I hate the stupid thing.
So this year, our family didn’t participate. I didn’t make the kids exercise, I had nothing to track, and no form worth turning in. I just ignored the thing and hoped it wouldn’t come up again. But wouldn’t you know it: my kids kept coming home saying they needed to turn in that blasted form.
Finally, I snapped. I wrote their teachers a letter.
Dear Mrs. Homeroom Teacher,*
I suppose I should have reached out to you sooner, but when I saw the note in Johnny’s* planner requesting his Project FIT* form, even if it wasn’t filled out, I figured that a late letter of explanation to you was better than none at all.
The truth is, I hate Project FIT.
And with three kids now bringing home the form, I thought back on our previous four years of Project FIT misery and I made the executive decision not to do it this year.
With five young kids at home, many evenings it’s all I can do to make dinner, get everybody fed, make sure homework is done, help kids review their math facts and sight words, get them to read for 20 minutes, and then get everyone ready for bed. Not to mention fitting in Cub Scouts and religious education and preschool co-op meetings and whatever other extracurriculars we’re currently participating in.
With my kids’ remaining evening free time (and sometimes they have very little), I like to just let them play. They go out in the yard and add onto their fort, or they dig in the dirt, or they track wild creatures. They come inside and draw, or build LEGO creations, or set up battle scenes of little green army men all over the floor. Yesterday Johnny raked leaves into piles and let his little sisters bury him in them.
Kids need that time – that free, unstructured time in which to relax and imagine and create.

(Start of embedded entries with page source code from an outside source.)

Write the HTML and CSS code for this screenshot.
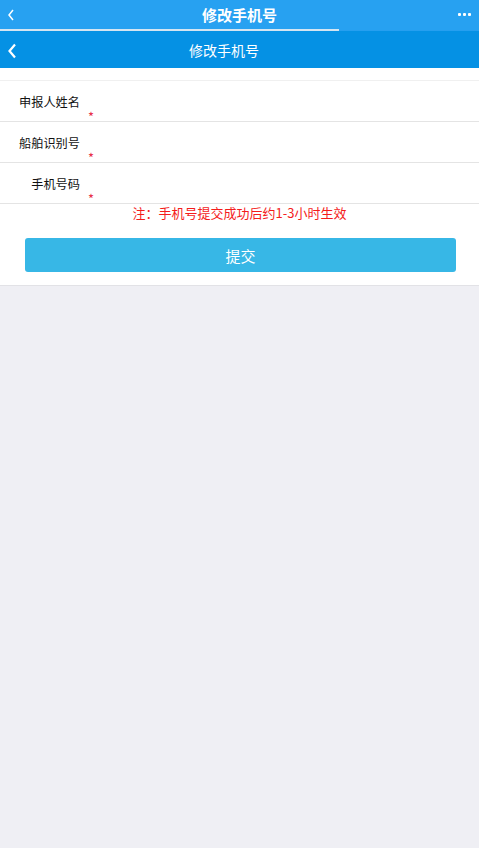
FILE: index.html
```html
<!DOCTYPE html>
<html lang="zh-CN">
<head>
    <meta charset="UTF-8">
    <meta name="viewport" content="width=device-width, initial-scale=1.0">
    <title>修改手机号</title>
    <link rel="stylesheet" href="styles.css">
</head>
<body>
    <div class="topbar">
        <span class="top-back">
            <svg width="8" height="12" viewBox="0 0 8 12"><path d="M6 1 L2 6 L6 11" fill="none" stroke="#fff" stroke-width="1.5"/></svg>
        </span>
        <span class="top-title">修改手机号</span>
        <span class="top-more"><i></i><i></i><i></i></span>
    </div>
    <div class="progress"><div class="progress-bar"></div></div>
    <header>
        <span class="back">
            <svg width="10" height="16" viewBox="0 0 10 16"><path d="M8 1.5 L2.5 8 L8 14.5" fill="none" stroke="#fff" stroke-width="2.2"/></svg>
        </span>
        <h1>修改手机号</h1>
    </header>

    <div class="panel">
        <div class="form">
            <div class="row">
                <label>申报人姓名</label>
                <span class="star">*</span>
                <input type="text">
            </div>
            <div class="row">
                <label>船舶识别号</label>
                <span class="star">*</span>
                <input type="text">
            </div>
            <div class="row">
                <label>手机号码</label>
                <span class="star">*</span>
                <input type="tel">
            </div>
        </div>
        <p class="note">注：手机号提交成功后约1-3小时生效</p>
        <div class="actions">
            <button>提交</button>
        </div>
    </div>
</body>
</html>
```

FILE: styles.css
```css
body {
    margin: 0;
    padding: 0;
    background-color: #efeff4;
    font-family: "Noto Sans CJK SC", "Noto Sans", Arial, sans-serif;
    min-height: 848px;
}
.topbar {
    height: 29px;
    background-color: #27a1f1;
    display: flex;
    align-items: center;
    color: #fff;
}
.top-back {
    width: 30px;
    padding-right: 8px;
    box-sizing: border-box;
    display: flex;
    align-items: center;
    justify-content: center;
}
.top-title {
    flex: 1;
    text-align: center;
    font-size: 15px;
    font-weight: bold;
    line-height: 29px;
}
.top-more {
    width: 30px;
    display: flex;
    gap: 2px;
    justify-content: center;
    padding-bottom: 1px;
}
.top-more i {
    width: 3px;
    height: 3px;
    background-color: #fff;
    border-radius: 1px;
}
.progress {
    height: 2px;
    background-color: #27a1f1;
}
.progress-bar {
    width: 339px;
    height: 2px;
    background-color: #d5e6f3;
}
header {
    height: 37px;
    background-color: #0591e4;
    display: flex;
    align-items: center;
    box-shadow: 0 1px 2px rgba(0, 0, 0, 0.15);
}
header h1 {
    flex: 1;
    margin: 0;
    text-align: center;
    color: #fff;
    font-size: 14px;
    font-weight: normal;
    padding-right: 55px;
}
.back {
    width: 24px;
    display: flex;
    justify-content: center;
    padding-top: 2px;
}
.panel {
    background-color: #fff;
    padding-top: 12px;
    padding-bottom: 13px;
    border-bottom: 1px solid #e2e2e6;
}
.form {
    border-top: 1px solid #f0f0f0;
}
.row {
    display: flex;
    height: 40px;
    border-bottom: 1px solid #e4e4e4;
}
.row label {
    width: 80px;
    text-align: right;
    font-size: 12.2px;
    line-height: 18px;
    padding-top: 12px;
    color: #111;
}
.star {
    align-self: flex-end;
    margin-left: 8px;
    color: #e8304a;
    font-size: 13px;
    line-height: 8px;
}
.row input {
    flex: 1;
    border: none;
    outline: none;
    background: transparent;
    margin-left: 10px;
}
.note {
    margin: 0;
    text-align: center;
    color: #f41c1c;
    font-size: 13px;
    line-height: 18px;
}
.actions {
    padding: 16px 23px 0 25px;
}
.actions button {
    width: 100%;
    height: 34px;
    border: none;
    border-radius: 3px;
    background-color: #37b7e6;
    color: #fff;
    font-size: 15px;
    font-family: inherit;
}
```
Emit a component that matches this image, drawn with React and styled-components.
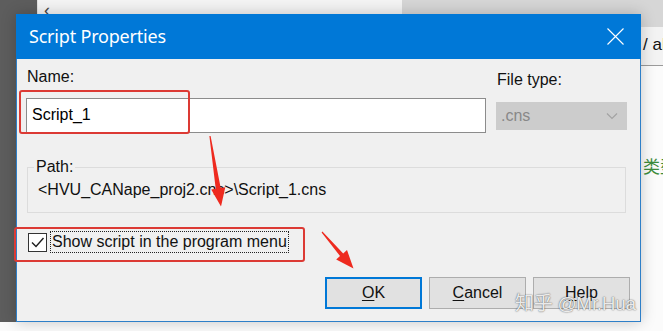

I don’t want to take it away from them in order to enforce some challenge that essentially just aims to make the point that physical activity is important. (Shouldn’t everyone know that by now?)
Maybe when other families do Project FIT they can count in soccer practice or the time that their kids are already playing basketball in the driveway. But my kids are not sporty. They don’t choose to spend their playtime kicking around a soccer ball in the yard. When we’ve done Project FIT in the past, it generally comes down to me calculating how much time they had at recess and PE that day, figuring out how much more time they need to get to sixty minutes, and then sending them outside to run laps around the house or something.
It is miserable, and I honestly think it does our family more harm than good.
So this year I decided to be a rebel and not fill out the form. Instead, I made dinner in peace. I did not fill our evenings with more requirements than were good for us. I let my kids play in the dirt and build with LEGOS and not worry about checking off a million little boxes.
It was glorious.
*Not their real names. Obviously.
**Don’t worry – I included a nice little post script assuring the teachers that I didn’t blame them for the school’s program. And I don’t think they blame me either.